Snapshot From the Map of Love
By Heidi Michel Fokine, September, 2015
Son #1 left for a new college last week. Today I’m on the Cross Sound Ferry issuing Son #2 back to school in Maine, where he will complete his senior year of high school (without incident or infraction, pass Spanish, and fully partake in the gifts and opportunities this educational experience has to offer).* Little does he know that every time I look at him, I map his freckles. I’m cool: He doesn’t know that instead of really listening to how he’s going to spend all his money on truck parts, I’m swimming in his translucence.
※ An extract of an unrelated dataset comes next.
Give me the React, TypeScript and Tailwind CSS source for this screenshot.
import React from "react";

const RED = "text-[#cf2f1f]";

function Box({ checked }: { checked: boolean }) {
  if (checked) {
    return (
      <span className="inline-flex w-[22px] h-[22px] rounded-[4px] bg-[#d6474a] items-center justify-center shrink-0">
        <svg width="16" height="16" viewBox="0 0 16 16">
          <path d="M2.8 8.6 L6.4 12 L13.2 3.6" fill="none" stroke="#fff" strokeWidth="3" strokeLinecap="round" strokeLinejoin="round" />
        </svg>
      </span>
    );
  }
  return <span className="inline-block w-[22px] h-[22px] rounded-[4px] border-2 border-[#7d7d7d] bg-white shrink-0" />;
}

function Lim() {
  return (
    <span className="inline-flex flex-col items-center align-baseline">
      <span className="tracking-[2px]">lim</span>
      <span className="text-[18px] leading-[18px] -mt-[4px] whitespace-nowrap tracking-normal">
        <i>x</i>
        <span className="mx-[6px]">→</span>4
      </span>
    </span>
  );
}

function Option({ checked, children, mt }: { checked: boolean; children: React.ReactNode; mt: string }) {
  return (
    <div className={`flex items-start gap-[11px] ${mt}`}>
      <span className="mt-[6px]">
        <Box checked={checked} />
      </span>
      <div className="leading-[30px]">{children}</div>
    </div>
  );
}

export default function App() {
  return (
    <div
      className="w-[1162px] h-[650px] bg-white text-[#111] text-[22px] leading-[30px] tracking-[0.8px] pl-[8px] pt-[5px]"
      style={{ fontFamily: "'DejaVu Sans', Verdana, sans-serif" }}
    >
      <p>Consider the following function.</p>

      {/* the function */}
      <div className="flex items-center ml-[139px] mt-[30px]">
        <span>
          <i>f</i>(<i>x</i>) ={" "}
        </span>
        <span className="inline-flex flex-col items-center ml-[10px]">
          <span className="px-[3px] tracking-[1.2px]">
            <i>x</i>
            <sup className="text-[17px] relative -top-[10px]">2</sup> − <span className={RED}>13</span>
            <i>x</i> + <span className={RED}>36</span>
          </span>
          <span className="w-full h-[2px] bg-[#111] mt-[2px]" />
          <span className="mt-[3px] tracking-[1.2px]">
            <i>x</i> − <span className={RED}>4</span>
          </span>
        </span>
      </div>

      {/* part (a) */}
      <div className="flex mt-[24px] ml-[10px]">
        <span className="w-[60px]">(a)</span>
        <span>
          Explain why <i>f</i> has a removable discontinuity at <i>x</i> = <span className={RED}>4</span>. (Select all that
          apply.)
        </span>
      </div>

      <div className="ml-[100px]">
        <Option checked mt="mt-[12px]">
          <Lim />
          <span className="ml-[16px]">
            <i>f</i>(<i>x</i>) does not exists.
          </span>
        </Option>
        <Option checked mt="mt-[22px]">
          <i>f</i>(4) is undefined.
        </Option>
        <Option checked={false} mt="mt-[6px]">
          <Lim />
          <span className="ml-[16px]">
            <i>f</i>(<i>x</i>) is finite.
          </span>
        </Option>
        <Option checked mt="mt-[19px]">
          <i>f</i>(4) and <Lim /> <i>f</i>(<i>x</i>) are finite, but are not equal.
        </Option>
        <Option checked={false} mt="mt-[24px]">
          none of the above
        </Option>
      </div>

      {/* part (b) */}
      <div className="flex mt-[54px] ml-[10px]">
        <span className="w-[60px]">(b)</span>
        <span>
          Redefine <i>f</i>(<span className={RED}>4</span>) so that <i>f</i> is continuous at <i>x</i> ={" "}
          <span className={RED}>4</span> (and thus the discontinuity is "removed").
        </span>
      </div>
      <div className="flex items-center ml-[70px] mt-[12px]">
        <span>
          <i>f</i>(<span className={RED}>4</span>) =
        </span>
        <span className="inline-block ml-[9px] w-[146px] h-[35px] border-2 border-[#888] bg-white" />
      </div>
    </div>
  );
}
Son #1’s departure wasn’t as smooth. I got caught in the anxiety trap, lost sleep, and clutched too hard. After the first few texts from him at his new school, I knew he had forgiven me. More importantly, he’d found a good place to land and learn. I have him in my vision (clear, bright, happy, healthy: thriving).*
“Worrying is praying for what you don’t want,” someone said. How did it take 50+ years to hear that? With the prospect of an empty nest, I take a day off, surprise my husband with the gift of my time, my presence.
Ocean swimming was glorious this summer. For me, there’s an edge to it. How far out can I go before I start calculating the distance between me and the bottom, and what might be lurking there? Can I let the liquid-crystal water hold me, or do I race for shore, heart pounding?
I think of another quote: “Let go and let God.” This is so much better than “Let go and let your anxious mind wreck havoc on everything you care about. ” When I catch myself there, it’s “Inhale, exhale, pause.”
So it’s September. We return to the work of our lives. Letting go and letting God, letting love, letting breath, meeting challenges, letting life.
*Manifestation practice. What else can a mother do?!